Monopolistic competition is the least problematic market structure from a regulatory standpoint, but it isn’t exempt from oversight. The same laws that break up monopolies and police oligopolies apply here, particularly when firms try to cheat the competitive process rather than compete on merit.

Collusion and Price-Fixing

The Sherman Antitrust Act makes any agreement among competitors to restrain trade a federal felony. A corporation convicted of price-fixing or market allocation faces fines up to $100 million, and individuals involved can be sentenced to up to 10 years in prison.3Office of the Law Revision Counsel. 15 U.S. Code 1 – Trusts, Etc., in Restraint of Trade Illegal; Penalty In a market with many small competitors, outright price-fixing is rare because coordinating among so many firms is logistically difficult. But it does happen in localized markets where a handful of competitors quietly agree to keep prices above competitive levels.

Deceptive Differentiation

The Federal Trade Commission Act declares unfair or deceptive commercial practices unlawful. When the FTC determines that a company’s differentiation claims are misleading, it can issue a cease and desist order after a hearing and require the company to stop the deceptive practice.4Office of the Law Revision Counsel. 15 U.S. Code 45 – Unfair Methods of Competition Unlawful; Prevention by Commission This matters in monopolistic competition because the entire business model depends on consumers believing that products are genuinely different. Fake differentiation distorts the market.

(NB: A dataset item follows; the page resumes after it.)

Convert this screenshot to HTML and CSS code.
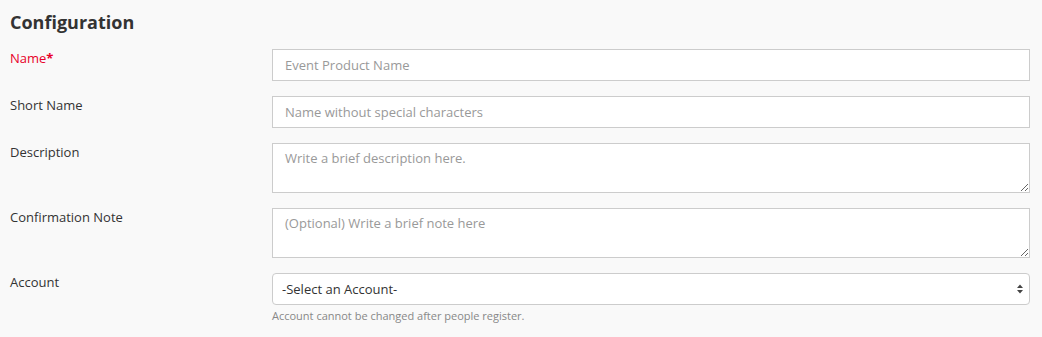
FILE: index.html
```html
<!DOCTYPE html>
<html lang="en">
<head>
  <meta charset="UTF-8" />
  <title>Configuration</title>
  <meta name="viewport" content="width=device-width, initial-scale=1" />
  <link rel="stylesheet" href="styles.css">
</head>
<body>
  <div class="container">
    <h2>Configuration</h2>

    <div class="form-row">
      <label for="name" class="required">Name<span>*</span></label>
      <div class="field">
        <input type="text" id="name" placeholder="Event Product Name" />
      </div>
    </div>

    <div class="form-row">
      <label for="shortName">Short Name</label>
      <div class="field">
        <input type="text" id="shortName" placeholder="Name without special characters" />
      </div>
    </div>

    <div class="form-row">
      <label for="description">Description</label>
      <div class="field">
        <textarea id="description" placeholder="Write a brief description here."></textarea>
      </div>
    </div>

    <div class="form-row">
      <label for="note">Confirmation Note</label>
      <div class="field">
        <textarea id="note" placeholder="(Optional) Write a brief note here"></textarea>
      </div>
    </div>

    <div class="form-row">
      <label for="account">Account</label>
      <div class="field">
        <div class="select-wrap">
          <select id="account">
            <option>-Select an Account-</option>
          </select>
          <svg class="select-arrows" width="8" height="12" viewBox="0 0 8 12">
            <path d="M4 1.5 L7 5 L1 5 Z M4 10.5 L7 7 L1 7 Z" fill="#444" />
          </svg>
        </div>
        <div class="help">Account cannot be changed after people register.</div>
      </div>
    </div>
  </div>
</body>
</html>
```

FILE: styles.css
```css
:root {
  --bg: #f9f9f9;
  --text: #333;
  --muted: #999;
  --border: #ccc;
  --required: #e8002a;
}

* { box-sizing: border-box; }

body {
  font-family: "Open Sans", sans-serif;
  margin: 0;
  background-color: var(--bg);
  color: var(--text);
}

.container {
  padding: 8px 12px 10px 10px;
}

h2 {
  margin: 0 0 13px 0;
  font-size: 18px;
  font-weight: 700;
  line-height: 28px;
}

.form-row {
  display: flex;
  align-items: flex-start;
  margin-bottom: 15px;
}

label {
  width: 262px;
  flex-shrink: 0;
  font-size: 13px;
  line-height: 18px;
}

label.required {
  color: var(--required);
}

label.required span {
  font-weight: 700;
}

.field {
  flex: 1;
}

input[type="text"], textarea, select {
  display: block;
  width: 100%;
  font-family: "Open Sans", sans-serif;
  font-size: 13px;
  color: var(--text);
  background-color: #fff;
  border: 1px solid var(--border);
  border-radius: 0;
  outline: none;
}

input[type="text"] {
  height: 32px;
  padding: 0 12px;
}

textarea {
  height: 50px;
  padding: 5px 12px;
  line-height: 18px;
  resize: vertical;
}

::placeholder {
  color: var(--muted);
}

.select-wrap {
  position: relative;
}

select {
  height: 32px;
  padding: 0 24px 0 9px;
  border-radius: 4px;
  appearance: none;
  -webkit-appearance: none;
}

.select-arrows {
  position: absolute;
  right: 6px;
  top: 10px;
  pointer-events: none;
}

.help {
  margin-top: 3px;
  font-size: 11px;
  color: #888;
}
```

The FTC actively enforces this. In April 2026, the agency announced a sweep of “Made in the USA” claims, filing actions against companies that falsely labeled imported products as domestically manufactured. One company paid $625,000 in consumer redress for claiming its electronic dartboards were made in the United States when key components were imported. Another settled for $167,743 after marketing flag display products as “100% American Made” despite sourcing materials from China.5Federal Trade Commission. FTC Announces Made in the USA Sweep Country of origin is exactly the kind of differentiation claim that matters to consumers, and regulators treat false versions of it seriously.

The FTC also provides guidance on environmental marketing through its Green Guides, which outline how companies should substantiate claims like “recyclable,” “biodegradable,” or “eco-friendly.”6Federal Trade Commission. Green Guides Sustainability branding has become a major differentiation tool, and unsubstantiated green claims are a growing enforcement priority.

Mergers That Reduce Competition

The Clayton Act prohibits any acquisition where the effect may be to substantially lessen competition or tend to create a monopoly.7Office of the Law Revision Counsel. 15 U.S. Code 18 – Acquisition by One Corporation of Stock of Another In monopolistically competitive industries, this comes into play when a large firm tries to buy up enough smaller competitors to gain real market power. A hotel chain acquiring a few independent properties won’t raise any flags, but a series of acquisitions that gives one company dominant market share in a region could trigger a challenge from the FTC or the Department of Justice.

Because monopolistically competitive markets have many firms and low barriers to entry, they rarely face the aggressive structural remedies that true monopolies attract. Regulators are far more likely to intervene at the margins, blocking a specific merger or stopping a deceptive ad campaign, rather than breaking up companies. The market structure itself tends to self-correct as long as the basic rules about honest competition are enforced.